Ekonomik kaygı özellikle pandeminin ardından her geçen gün varlığını daha da göstermeye başladı. Ancak dünya üzerinde bir kesim var ki onlar bu ekonomik kaygıdan tamamen muaf bir hayat sürüyorlar.
Uluslararası insani yardımı kuruluşu Oxfam, hazırladığı raporda dünyanın en zengin %1’lik kesiminin geriye kalan %99’dan iki kat daha fazla zenginleştiğini ortaya çıkardı. Raporda ayrıca bu aşırı zenginleşmenin önüne geçilmesi gerektiğinden de bahsedildi.
Zenginler daha zengin olurken fakirler gittikçe fakirleşiyor
Oxfam’ın raporuna göre dünyanın en zenginleri listesinde %1’lik kesimde yer alan kişiler ve şirketler, 2020 yılından bu yana her gün servetlerine 2.7 milyar dolar katarken 1.7 milyar işçinin yaşadığı ülkelerde enflasyonun asgari ücret tutarını geçtiği açıklandı. Yapılan hesaplamaya göre bu %1’lik kesim pandemi süresince 26 trilyon dolarlık servet kazanırken geriye kalan %99’luk kesimse toplamda sadece 1.7 trilyon dolar kazanç elde edebildi.
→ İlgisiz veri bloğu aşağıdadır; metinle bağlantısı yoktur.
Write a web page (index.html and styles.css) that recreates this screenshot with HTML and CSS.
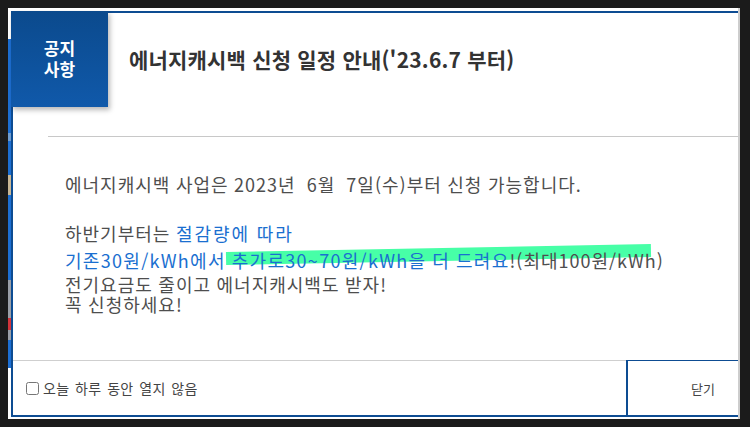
FILE: index.html
```html
<!DOCTYPE html>
<html lang="ko">
<head>
<meta charset="utf-8">
<title>공지사항</title>
<link rel="stylesheet" href="styles.css">
</head>
<body>
<div class="frame">
  <div class="edge"></div>
  <div class="popup">
    <div class="head">
      <div class="badge"><span>공지</span><span>사항</span></div>
      <h1 class="title">에너지캐시백 신청 일정 안내('23.6.7 부터)</h1>
    </div>
    <div class="divider"></div>
    <div class="content">
      <p class="line l1">에너지캐시백 사업은 2023년&nbsp; 6월&nbsp; 7일(수)부터 신청 가능합니다.</p>
      <p class="line blank"></p>
      <p class="line l2">하반기부터는 <span class="em em-wide">절감량에 따라</span></p>
      <p class="line l3"><span class="marker"></span><span class="em">기존30원/kWh에서 추가로30~70원/kWh을 더 드려요</span>!(최대100원/kWh)</p>
      <p class="line l4">전기요금도 줄이고 에너지캐시백도 받자!</p>
      <p class="line l5">꼭 신청하세요!</p>
    </div>
    <div class="foot">
      <label class="today"><input type="checkbox" class="check"><span>오늘 하루 동안 열지 않음</span></label>
      <button type="button" class="close">닫기</button>
    </div>
  </div>
</div>
</body>
</html>
```
FILE: styles.css
```css
html, body {
  margin: 0;
  background: #1b1b1b;
}
body {
  padding: 8px 0 0 8px;
  height: 427px;
  box-sizing: border-box;
  overflow: hidden;
  font-family: "Noto Sans CJK KR", "Noto Sans", sans-serif;
}
.frame {
  width: 732px;
  height: 411px;
  box-sizing: border-box;
  padding: 3px 0 2px 0;
  display: flex;
  background: #fff;
  border-right: 2px solid #cdcdcd;
}
.edge {
  width: 3px;
  margin: -3px 0 -2px 0;
  background: linear-gradient(to bottom,
    #fff 0 31px,
    #1d6fd3 31px 125px,
    #6f9ccf 125px 133px,
    #1d6fd3 133px 167px,
    #c9b795 167px 187px,
    #1d6fd3 187px 272px,
    #9a9ea6 272px 310px,
    #d2343b 310px 322px,
    #9a9ea6 322px 332px,
    #1d6fd3 332px 360px,
    #fff 360px);
}
.popup {
  flex: 1;
  display: flex;
  flex-direction: column;
  border: 2px solid #0d4c92;
  border-right: 0;
  min-width: 0;
}
.head {
  display: flex;
  align-items: center;
  margin: -2px 0 0 -2px;
  padding-bottom: 29px;
}
.badge {
  width: 97px;
  height: 96px;
  flex: none;
  box-sizing: border-box;
  padding-bottom: 3px;
  display: flex;
  flex-direction: column;
  align-items: center;
  justify-content: center;
  background: linear-gradient(to bottom, #0b4a8d, #1059aa);
  color: #fff;
  font-size: 17px;
  font-weight: 700;
  line-height: 21px;
  box-shadow: 2px 3px 5px rgba(0, 0, 0, 0.28);
  position: relative;
  z-index: 1;
}
.title {
  margin: 0 0 0 21px;
  font-size: 21px;
  font-weight: 700;
  color: #333;
  line-height: 28px;
  letter-spacing: 0.2px;
}
.divider {
  margin-left: 35px;
  border-top: 1px solid #c8c8c8;
}
.content {
  flex: 1;
  padding: 37px 0 0 52px;
  color: #4e4e4e;
  font-size: 18px;
  letter-spacing: 1px;
  word-spacing: -0.5px;
}
.line {
  margin: 0;
  height: 21px;
  line-height: 21px;
  white-space: nowrap;
}
.blank { height: 26px; }
.l2 { height: 25px; line-height: 25px; }
.l3 { height: 28px; line-height: 28px; position: relative; z-index: 0; }
.l4 { height: 20px; line-height: 20px; }
.em {
  color: #1a6fd0;
  font-size: 18px;
  letter-spacing: 1.3px;
}
.em-wide {
  letter-spacing: 2px;
}
.marker {
  position: absolute;
  left: 161px;
  top: 2px;
  width: 425px;
  height: 13px;
  background: #47ffa7;
  transform: rotate(-1.1deg);
  z-index: -1;
}
.foot {
  height: 54px;
  display: flex;
  border-top: 1px solid #cfcfcf;
}
.today {
  flex: 1;
  display: flex;
  align-items: center;
  padding-left: 13px;
  font-size: 14px;
  letter-spacing: 0.3px;
  word-spacing: 1.5px;
  color: #444;
}
.check {
  width: 13px;
  height: 13px;
  margin: 0 4px 0 0;
}
.close {
  width: 112px;
  margin-top: -1px;
  box-sizing: border-box;
  border: 0;
  border-top: 1px solid #0d4c92;
  border-left: 2px solid #0d4c92;
  background: #fff;
  padding: 0 0 0 40px;
  font-family: inherit;
  font-size: 13px;
  color: #444;
}
```
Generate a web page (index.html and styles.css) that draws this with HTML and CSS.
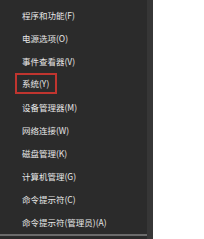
FILE: index.html
```html
<!DOCTYPE html>
<html lang="zh-CN">
<head>
    <meta charset="UTF-8">
    <title>快速链接菜单</title>
    <link rel="stylesheet" href="styles.css">
</head>
<body>
    <div class="menu">
        <div class="item">程序和功能(F)</div>
        <div class="item">电源选项(O)</div>
        <div class="item">事件查看器(V)</div>
        <div class="item"><span class="mark">系统(Y)</span></div>
        <div class="item">设备管理器(M)</div>
        <div class="item">网络连接(W)</div>
        <div class="item">磁盘管理(K)</div>
        <div class="item">计算机管理(G)</div>
        <div class="item">命令提示符(C)</div>
        <div class="item">命令提示符(管理员)(A)</div>
        <div class="sep"></div>
    </div>
</body>
</html>
```

FILE: styles.css
```css
body {
    margin: 0;
    background: white;
    font-family: "Noto Sans CJK SC", "Noto Sans", sans-serif;
}
.menu {
    width: 153px;
    height: 239px;
    box-sizing: border-box;
    padding-top: 3px;
    background: #2b2b2b;
    border-right: 6px solid #363636;
    display: flex;
    flex-direction: column;
}
.item {
    height: 23px;
    padding-left: 22px;
    display: flex;
    align-items: center;
    color: #e8e8e8;
    font-size: 8.5px;
    white-space: nowrap;
}
.mark {
    margin-left: -7px;
    padding: 0 6px 0 5px;
    height: 17px;
    line-height: 17px;
    border: 2px solid #c0352f;
}
.sep {
    height: 2px;
    margin-top: 1px;
    background: #6b6b6b;
}
```
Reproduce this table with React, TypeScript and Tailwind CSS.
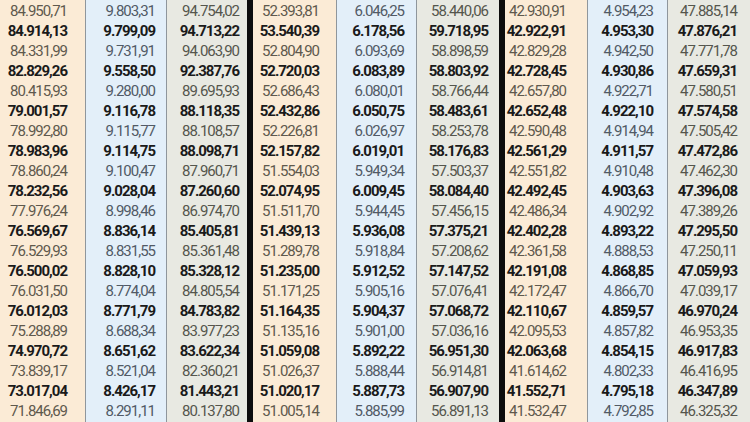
const cols: { w: string; pr: string; bg: string; muted: string; border: string; values: string[] }[] = [
  {
    w: "w-[86px]", pr: "pr-[18px]", bg: "bg-[#fbebd6]", muted: "text-[#5f594d]", border: "border-r border-[#8f969c]",
    values: ["84.950,71", "84.914,13", "84.331,99", "82.829,26", "80.415,93", "79.001,57", "78.992,80", "78.983,96", "78.860,24", "78.232,56", "77.976,24", "76.569,67", "76.529,93", "76.500,02", "76.031,50", "76.012,03", "75.288,89", "74.970,72", "73.839,17", "73.017,04", "71.846,69"],
  },
  {
    w: "w-[81px]", pr: "pr-[11px]", bg: "bg-[#e3eff9]", muted: "text-[#515a66]", border: "border-r border-[#8f969c]",
    values: ["9.803,31", "9.799,09", "9.731,91", "9.558,50", "9.280,00", "9.116,78", "9.115,77", "9.114,75", "9.100,47", "9.028,04", "8.998,46", "8.836,14", "8.831,55", "8.828,10", "8.774,04", "8.771,79", "8.688,34", "8.651,62", "8.521,04", "8.426,17", "8.291,11"],
  },
  {
    w: "w-[86px]", pr: "pr-[8px]", bg: "bg-[#e8e9e2]", muted: "text-[#55564d]", border: "border-r-[6px] border-[#0d0d0d]",
    values: ["94.754,02", "94.713,22", "94.063,90", "92.387,76", "89.695,93", "88.118,35", "88.108,57", "88.098,71", "87.960,71", "87.260,60", "86.974,70", "85.405,81", "85.361,48", "85.328,12", "84.805,54", "84.783,82", "83.977,23", "83.622,34", "82.360,21", "81.443,21", "80.137,80"],
  },
  {
    w: "w-[84px]", pr: "pr-[17px]", bg: "bg-[#fbebd6]", muted: "text-[#5f594d]", border: "border-r border-[#8f969c]",
    values: ["52.393,81", "53.540,39", "52.804,90", "52.720,03", "52.686,43", "52.432,86", "52.226,81", "52.157,82", "51.554,03", "52.074,95", "51.511,70", "51.439,13", "51.289,78", "51.235,00", "51.171,25", "51.164,35", "51.135,16", "51.059,08", "51.026,37", "51.020,17", "51.005,14"],
  },
  {
    w: "w-[80px]", pr: "pr-[12px]", bg: "bg-[#e3eff9]", muted: "text-[#515a66]", border: "border-r border-[#8f969c]",
    values: ["6.046,25", "6.178,56", "6.093,69", "6.083,89", "6.080,01", "6.050,75", "6.026,97", "6.019,01", "5.949,34", "6.009,45", "5.944,45", "5.936,08", "5.918,84", "5.912,52", "5.905,16", "5.904,37", "5.901,00", "5.892,22", "5.888,44", "5.887,73", "5.885,99"],
  },
  {
    w: "w-[88px]", pr: "pr-[11px]", bg: "bg-[#e8e9e2]", muted: "text-[#55564d]", border: "border-r-[6px] border-[#0d0d0d]",
    values: ["58.440,06", "59.718,95", "58.898,59", "58.803,92", "58.766,44", "58.483,61", "58.253,78", "58.176,83", "57.503,37", "58.084,40", "57.456,15", "57.375,21", "57.208,62", "57.147,52", "57.076,41", "57.068,72", "57.036,16", "56.951,30", "56.914,81", "56.907,90", "56.891,13"],
  },
  {
    w: "w-[83px]", pr: "pr-[21px]", bg: "bg-[#fbebd6]", muted: "text-[#5f594d]", border: "border-r border-[#8f969c]",
    values: ["42.930,91", "42.922,91", "42.829,28", "42.728,45", "42.657,80", "42.652,48", "42.590,48", "42.561,29", "42.551,82", "42.492,45", "42.486,34", "42.402,28", "42.361,58", "42.191,08", "42.172,47", "42.110,67", "42.095,53", "42.063,68", "41.614,62", "41.552,71", "41.532,47"],
  },
  {
    w: "w-[80px]", pr: "pr-[14px]", bg: "bg-[#e3eff9]", muted: "text-[#515a66]", border: "border-r border-[#8f969c]",
    values: ["4.954,23", "4.953,30", "4.942,50", "4.930,86", "4.922,71", "4.922,10", "4.914,94", "4.911,57", "4.910,48", "4.903,63", "4.902,92", "4.893,22", "4.888,53", "4.868,85", "4.866,70", "4.859,57", "4.857,82", "4.854,15", "4.802,33", "4.795,18", "4.792,85"],
  },
  {
    w: "w-[82px]", pr: "pr-[13px]", bg: "bg-[#e8e9e2]", muted: "text-[#55564d]", border: "",
    values: ["47.885,14", "47.876,21", "47.771,78", "47.659,31", "47.580,51", "47.574,58", "47.505,42", "47.472,86", "47.462,30", "47.396,08", "47.389,26", "47.295,50", "47.250,11", "47.059,93", "47.039,17", "46.970,24", "46.953,35", "46.917,83", "46.416,95", "46.347,89", "46.325,32"],
  },
];

export default function App() {
  return (
    <div className="w-[750px] h-[422px] overflow-hidden bg-[#f3f2ee] flex font-['Roboto',sans-serif] text-[15px] tracking-[-1px]">
      {cols.map((col, ci) => (
        <div key={ci} className={`${col.w} ${col.bg} ${col.border} shrink-0 flex flex-col pt-[1px]`}>
          {col.values.map((v, ri) => (
            <div
              key={ri}
              className={`h-[20px] leading-[20px] text-right ${col.pr} ${
                ri % 2 === 1 ? "font-bold text-[#1a1a1a]" : col.muted
              }`}
            >
              {v}
            </div>
          ))}
        </div>
      ))}
    </div>
  );
}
Tabii ki bu %1’lik kesimin içerisinde Elon Musk ve Jeff Bezos gibi kişiler de var ancak listenin çoğunluğu dünya devi ulusal şirketlerden oluşuyor.
Raporda ayrıca “Sıradan insanlar pandemi nedeniyle ortaya çıkan enflasyon nedeniyle yemek, barınma ve benzeri hayati ihtiyaçlarından fedakârlık yapmak zorunda kalırken ‘süper zenginler’ ise en çılgın hayallerini gerçekleştiriyor.” İfadelerine yer verildi.
“Süper zenginlere” kademeli vergi getirilmeli
2. Dünya Savaşı’ndan beri sıradan halk fakirleşirken şirketlerin güçlenerek süper zenginler ortaya çıkarttığını ve bunun yeni dünya düzeni olmaması gerektiğini savunan Oxfam, bu süper zenginlere ve şirketlere kademeli vergilendirme düzenlemesi getirilmesini savunuyor. Bu sayede şirketler ve kişiler net servetleri ve kazançları üzerinden kademeli ve adil bir şekilde vergilendirilebilecek. Vergi adaletsizliğine de örnek veren raporda dünyanın en zengin insanı Elon Musk’ın 2018 yılındaki net vergi oranının sadece %3 olduğunu ancak ayda 80 dolar kazanan Uganda’daki un satıcısı Aber Christine’in %40 vergi ödediğinden bahsediliyor.
Raporda ayrıca son 40 yılda Afrika, Asya, Avrupa ve Amerika kıtasındaki neredeyse tüm ülkelerin zenginlerden alınan vergi oranını düşürürken sıradan vatandaşlardan ve sağlık, eğitim gibi hizmetlerden alınan vergilerin aynı oranda arttığı belirtiliyor. Bunun en büyük nedeniyse ülkelerin bu zenginleri ve süper zenginleri ülkede tutması ve ülkeye yatırım yapmalarını istemesi. Ancak ne yazık ki bu vergi eşitsizliği hükümetleri o kadar da etkilemezken sıradan vatandaşların yaşam standartlarını aşağı çekiyor.